TASK DETAILS: Search the records below for the word "this" and show every line where it occurs.

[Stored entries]

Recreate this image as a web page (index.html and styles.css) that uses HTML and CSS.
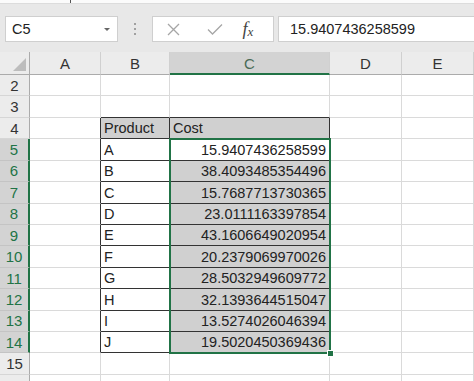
FILE: index.html
```html
<!DOCTYPE html>
<html lang="en">
<head>
    <meta charset="UTF-8">
    <title>Cost sheet</title>
    <link rel="stylesheet" href="styles.css">
</head>
<body>
    <div class="ribbon-edge"><span class="tick"></span></div>

    <div class="formula-bar">
        <div class="name-box">
            <span>C5</span>
            <span class="drop"></span>
        </div>
        <div class="grip"><i></i><i></i><i></i></div>
        <div class="fx-buttons">
            <svg width="13" height="13" viewBox="0 0 13 13"><path d="M1 1 L12 12 M12 1 L1 12" stroke="#a6a6a6" stroke-width="1.3" fill="none"/></svg>
            <svg width="16" height="13" viewBox="0 0 16 13"><path d="M1 6.5 L5.5 11 L15 1.5" stroke="#a6a6a6" stroke-width="1.3" fill="none"/></svg>
            <span class="fx">f<sub>x</sub></span>
        </div>
        <div class="formula-input">15.9407436258599</div>
    </div>

    <div class="sheet">
        <div class="corner"><span class="tri"></span></div>
        <div class="ch">A</div>
        <div class="ch">B</div>
        <div class="ch sel">C</div>
        <div class="ch">D</div>
        <div class="ch">E</div>

        <div class="rh">2</div><div class="c"></div><div class="c"></div><div class="c"></div><div class="c"></div><div class="c"></div>
        <div class="rh">3</div><div class="c"></div><div class="c bt"></div><div class="c bt"></div><div class="c"></div><div class="c"></div>
        <div class="rh">4</div><div class="c bl"></div><div class="c bx fill">Product</div><div class="c bx fill">Cost</div><div class="c"></div><div class="c"></div>
        <div class="rh sel">5</div><div class="c bl"></div><div class="c bx">A</div><div class="c bx num">15.9407436258599</div><div class="c"></div><div class="c"></div>
        <div class="rh sel">6</div><div class="c bl"></div><div class="c bx">B</div><div class="c bx num fill">38.4093485354496</div><div class="c"></div><div class="c"></div>
        <div class="rh sel">7</div><div class="c bl"></div><div class="c bx">C</div><div class="c bx num fill">15.7687713730365</div><div class="c"></div><div class="c"></div>
        <div class="rh sel">8</div><div class="c bl"></div><div class="c bx">D</div><div class="c bx num fill">23.0111163397854</div><div class="c"></div><div class="c"></div>
        <div class="rh sel">9</div><div class="c bl"></div><div class="c bx">E</div><div class="c bx num fill">43.1606649020954</div><div class="c"></div><div class="c"></div>
        <div class="rh sel">10</div><div class="c bl"></div><div class="c bx">F</div><div class="c bx num fill">20.2379069970026</div><div class="c"></div><div class="c"></div>
        <div class="rh sel">11</div><div class="c bl"></div><div class="c bx">G</div><div class="c bx num fill">28.5032949609772</div><div class="c"></div><div class="c"></div>
        <div class="rh sel">12</div><div class="c bl"></div><div class="c bx">H</div><div class="c bx num fill">32.1393644515047</div><div class="c"></div><div class="c"></div>
        <div class="rh sel">13</div><div class="c bl"></div><div class="c bx">I</div><div class="c bx num fill">13.5274026046394</div><div class="c"></div><div class="c"></div>
        <div class="rh sel">14</div><div class="c bl"></div><div class="c bx">J</div><div class="c bx num fill">19.5020450369436</div><div class="c"></div><div class="c"></div>
        <div class="rh">15</div><div class="c"></div><div class="c"></div><div class="c"></div><div class="c"></div><div class="c"></div>
        <div class="rh"></div><div class="c"></div><div class="c"></div><div class="c"></div><div class="c"></div><div class="c"></div>

        <!-- selected range C5:C14 -->
        <div class="selection"><span class="handle"></span></div>
    </div>
</body>
</html>
```

FILE: styles.css
```css
body {
    margin: 0;
    width: 474px;
    height: 381px;
    overflow: hidden;
    font-family: "Liberation Sans", Arial, sans-serif;
    font-size: 14.5px;
    color: #222;
    background: #e8e8e8;
}
.ribbon-edge {
    height: 4px;
    background: #fbfbfb;
    border-bottom: 1px solid #dcdcdc;
    box-sizing: border-box;
    position: relative;
}
.tick {
    position: absolute;
    left: 70px;
    top: 0;
    width: 1px;
    height: 3px;
    background: #555;
}
.formula-bar {
    height: 48px;
    display: flex;
    align-items: flex-start;
    padding: 12px 0 0 5px;
    box-sizing: border-box;
    background: #e8e8e8;
}
.name-box {
    width: 113px;
    height: 26px;
    box-sizing: border-box;
    background: white;
    border: 1px solid #cfcfcf;
    display: flex;
    align-items: center;
    justify-content: space-between;
    padding: 0 7px 0 6px;
}
.drop {
    width: 0;
    height: 0;
    border-left: 3px solid transparent;
    border-right: 3px solid transparent;
    border-top: 3px solid #666;
}
.grip {
    width: 34px;
    height: 26px;
    display: flex;
    flex-direction: column;
    align-items: center;
    justify-content: center;
    gap: 3px;
}
.grip i {
    width: 2px;
    height: 2px;
    background: #a0a0a0;
}
.fx-buttons {
    width: 122px;
    height: 26px;
    box-sizing: border-box;
    background: white;
    border: 1px solid #cfcfcf;
    display: grid;
    grid-template-columns: 40px 44px 22px;
    align-items: center;
    justify-items: center;
}
.fx {
    font-family: "Liberation Serif", "Times New Roman", serif;
    font-style: italic;
    font-size: 18px;
    color: #444;
    line-height: 1;
}
.fx sub {
    font-size: 13px;
    vertical-align: -1px;
}
.formula-input {
    flex: 1;
    margin-left: 4px;
    height: 26px;
    box-sizing: border-box;
    background: white;
    border: 1px solid #cfcfcf;
    border-right: none;
    padding-left: 11px;
    display: flex;
    align-items: center;
    white-space: nowrap;
}
.sheet {
    position: relative;
    display: grid;
    grid-template-columns: 30px 71px 69px 160px 72px 72px;
    grid-template-rows: 23px repeat(15, 21.43px);
    background: white;
}
.corner {
    background: #ececec;
    border-right: 1px solid #ababab;
    border-bottom: 1px solid #ababab;
    box-sizing: border-box;
    display: flex;
    align-items: flex-end;
    justify-content: flex-end;
    padding: 0 3px 3px 0;
}
.tri {
    width: 13px;
    height: 13px;
    background: #bdbdbd;
    clip-path: polygon(100% 0, 100% 100%, 0 100%);
}
.ch {
    background: #ececec;
    border-right: 1px solid #d0d0d0;
    border-bottom: 1px solid #ababab;
    box-sizing: border-box;
    display: flex;
    align-items: center;
    justify-content: center;
    color: #333;
    font-size: 15px;
    padding-top: 1px;
}
.ch.sel {
    background: #d3d3d3;
    color: #4a6b56;
    border-bottom: 2px solid #217346;
}
.rh {
    background: #ececec;
    border-right: 1px solid #ababab;
    border-bottom: 1px solid #d6d6d6;
    box-sizing: border-box;
    display: flex;
    align-items: center;
    justify-content: center;
    color: #333;
    font-size: 15px;
}
.rh.sel {
    background: #d3d3d3;
    color: #217346;
    border-right: 2px solid #217346;
    border-bottom-color: #c4c4c4;
}
.c {
    border-right: 1px solid #dadada;
    border-bottom: 1px solid #dadada;
    box-sizing: border-box;
    display: flex;
    align-items: flex-end;
    padding: 0 3px 1px 3px;
    white-space: nowrap;
    line-height: 17px;
}
.c.num {
    justify-content: flex-end;
}
.c.fill {
    background: #d0d0d0;
}
.c.bx {
    border-right-color: #333;
    border-bottom-color: #333;
}
.c.bl {
    border-right-color: #333;
}
.c.bt {
    border-bottom-color: #333;
}
.selection {
    position: absolute;
    left: 169px;
    top: 86px;
    width: 162px;
    height: 216px;
    box-sizing: border-box;
    border: 2px solid #217346;
    pointer-events: none;
}
.handle {
    position: absolute;
    right: -5px;
    bottom: -5px;
    width: 5px;
    height: 5px;
    background: #217346;
    border: 1px solid white;
}
```
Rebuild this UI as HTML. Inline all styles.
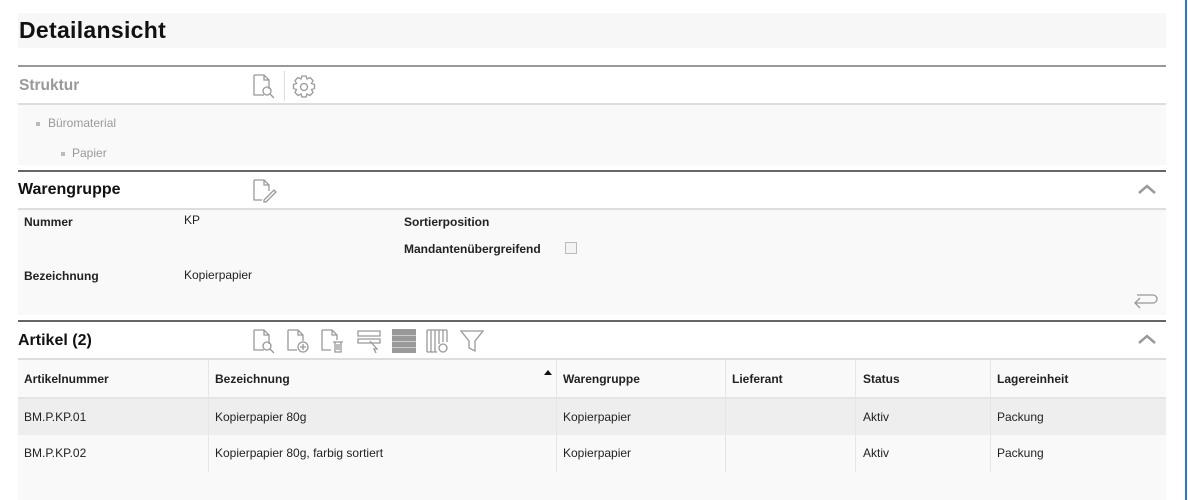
<!DOCTYPE html>
<html><head><meta charset="utf-8"><style>
*{margin:0;padding:0;box-sizing:border-box}
body{width:1188px;height:500px;background:#fff;font-family:"Liberation Sans",Arial,sans-serif;position:relative;overflow:hidden;font-size:12px;color:#222}
.a{position:absolute}
.b{font-weight:bold}
svg{position:absolute;fill:none;stroke:#999;stroke-width:1.3}
</style></head><body>
<div class="a" style="left:1185px;top:0;width:2px;height:500px;background:#2a7ac8"></div>
<div class="a" style="left:18px;top:13px;width:1148px;height:35px;background:#f7f7f7"></div>
<div class="a b" style="left:19px;top:17px;font-size:23px;color:#111;letter-spacing:0.3px">Detailansicht</div>

<div class="a" style="left:18px;top:65px;width:1148px;height:2px;background:#999"></div>
<div class="a b" style="left:19px;top:77px;font-size:15.5px;color:#999">Struktur</div>
<svg style="left:252px;top:73px" width="26" height="26"><path d="M2 2h10l5 5v9M2 2v20h10M12 2v5h5"/><circle cx="15" cy="18" r="4"/><path d="M18 21l4 4"/></svg>
<div class="a" style="left:284px;top:71px;width:1px;height:30px;background:#ddd"></div>
<svg style="left:291px;top:74px" width="26" height="26"><circle cx="13" cy="13" r="3.5"/><path d="M11 2h4l1 3 3-1.5 3 3L20.5 9.5l3 1v4l-3 1 1.5 3-3 3-3-1.5-1 3h-4l-1-3-3 1.5-3-3L5.5 15.5l-3-1v-4l3-1L4 6.5l3-3L10 5z"/></svg>
<div class="a" style="left:18px;top:103px;width:1148px;height:2px;background:#ddd"></div>
<div class="a" style="left:18px;top:105px;width:1148px;height:60px;background:#f9f9f9"></div>
<div class="a" style="left:36px;top:122px;width:4px;height:4px;background:#bbb"></div>
<div class="a" style="left:48px;top:116px;color:#999">Büromaterial</div>
<div class="a" style="left:61px;top:152px;width:4px;height:4px;background:#bbb"></div>
<div class="a" style="left:72px;top:146px;color:#999">Papier</div>

<div class="a" style="left:18px;top:170px;width:1148px;height:2px;background:#666"></div>
<div class="a b" style="left:18px;top:181px;font-size:16px;color:#111">Warengruppe</div>
<svg style="left:252px;top:178px" width="26" height="26"><path d="M2 2h10l5 5v6M2 2v20h8M12 2v5h5M12 22l10-10 2 2-10 10h-2z"/></svg>
<svg style="left:1136px;top:182px" width="22" height="14"><path d="M3 11l8-7 8 7" stroke-width="2.5"/></svg>
<div class="a" style="left:18px;top:208px;width:1148px;height:2px;background:#ddd"></div>
<div class="a" style="left:18px;top:210px;width:1148px;height:105px;background:#f9f9f9"></div>
<div class="a b" style="left:24px;top:215px">Nummer</div>
<div class="a" style="left:184px;top:213px">KP</div>
<div class="a b" style="left:404px;top:215px">Sortierposition</div>
<div class="a b" style="left:404px;top:242px">Mandantenübergreifend</div>
<div class="a" style="left:565px;top:242px;width:12px;height:12px;border:1px solid #bbb;background:#f3f3f3"></div>
<div class="a b" style="left:24px;top:269px">Bezeichnung</div>
<div class="a" style="left:184px;top:268px">Kopierpapier</div>
<svg style="left:1131px;top:292px" width="28" height="20"><path d="M6 3h16a4 4 0 0 1 0 8H4M9 6l-5 5 5 5"/></svg>

<div class="a" style="left:18px;top:320px;width:1148px;height:2px;background:#666"></div>
<div class="a b" style="left:18px;top:332px;font-size:16px;color:#111">Artikel (2)</div>
<svg style="left:252px;top:328px" width="26" height="26"><path d="M2 2h10l5 5v9M2 2v20h10M12 2v5h5"/><circle cx="15" cy="18" r="4"/><path d="M18 21l4 4"/></svg>
<svg style="left:286px;top:328px" width="26" height="26"><path d="M2 2h10l5 5v6M2 2v20h9M12 2v5h5"/><circle cx="17" cy="19" r="5"/><path d="M17 16v6M14 19h6"/></svg>
<svg style="left:320px;top:328px" width="26" height="26"><path d="M2 2h10l5 5v5M2 2v20h9M12 2v5h5M13 14h10M15 14v10h6V14M17 16v6M19 16v6"/></svg>
<svg style="left:356px;top:328px" width="28" height="26"><path d="M2 3h22v5H2zM2 11h22v4H2z"/><path d="M14 13l7 8-3 0 2 4" /></svg>
<div class="a" style="left:392px;top:329px;width:24px;height:24px;background:#999"></div>
<div class="a" style="left:392px;top:335px;width:24px;height:1px;background:#ccc"></div>
<div class="a" style="left:392px;top:341px;width:24px;height:1px;background:#ccc"></div>
<div class="a" style="left:392px;top:347px;width:24px;height:1px;background:#ccc"></div>
<svg style="left:425px;top:328px" width="28" height="26"><path d="M2 2v22M6 2v22M10 2v22M14 2v14M18 2v12M22 2v12M2 2h20M2 24h10"/><circle cx="18" cy="20" r="4"/></svg>
<svg style="left:459px;top:328px" width="28" height="26"><path d="M2 3h22l-8 10v10l-6-3v-7z"/></svg>
<svg style="left:1136px;top:332px" width="22" height="14"><path d="M3 11l8-7 8 7" stroke-width="2.5"/></svg>
<div class="a" style="left:18px;top:358px;width:1148px;height:2px;background:#ddd"></div>

<div class="a" style="left:18px;top:360px;width:1148px;height:140px;background:#f9f9f9"></div>
<div class="a" style="left:18px;top:397px;width:1148px;height:2px;background:#e4e4e4"></div>
<div class="a" style="left:18px;top:399px;width:1148px;height:36px;background:#eee"></div>
<div class="a" style="left:208px;top:360px;width:1px;height:112px;background:#e6e6e6"></div>
<div class="a" style="left:556px;top:360px;width:1px;height:112px;background:#e6e6e6"></div>
<div class="a" style="left:725px;top:360px;width:1px;height:112px;background:#e6e6e6"></div>
<div class="a" style="left:855px;top:360px;width:1px;height:112px;background:#e6e6e6"></div>
<div class="a" style="left:990px;top:360px;width:1px;height:112px;background:#e6e6e6"></div>
<div class="a" style="left:544px;top:370px;width:0;height:0;border-left:4px solid transparent;border-right:4px solid transparent;border-bottom:5px solid #111"></div>
<div class="a b" style="left:24px;top:372px">Artikelnummer</div>
<div class="a b" style="left:215px;top:372px">Bezeichnung</div>
<div class="a b" style="left:563px;top:372px">Warengruppe</div>
<div class="a b" style="left:732px;top:372px">Lieferant</div>
<div class="a b" style="left:863px;top:372px">Status</div>
<div class="a b" style="left:997px;top:372px">Lagereinheit</div>
<div class="a" style="left:24px;top:410px">BM.P.KP.01</div>
<div class="a" style="left:215px;top:410px">Kopierpapier 80g</div>
<div class="a" style="left:563px;top:410px">Kopierpapier</div>
<div class="a" style="left:863px;top:410px">Aktiv</div>
<div class="a" style="left:997px;top:410px">Packung</div>
<div class="a" style="left:24px;top:446px">BM.P.KP.02</div>
<div class="a" style="left:215px;top:446px">Kopierpapier 80g, farbig sortiert</div>
<div class="a" style="left:563px;top:446px">Kopierpapier</div>
<div class="a" style="left:863px;top:446px">Aktiv</div>
<div class="a" style="left:997px;top:446px">Packung</div>
</body></html>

OUTPUT BELOW:
Recreate this image as a web page (index.html and styles.css) that uses HTML and CSS.
Rebuild this UI as HTML. Inline all styles.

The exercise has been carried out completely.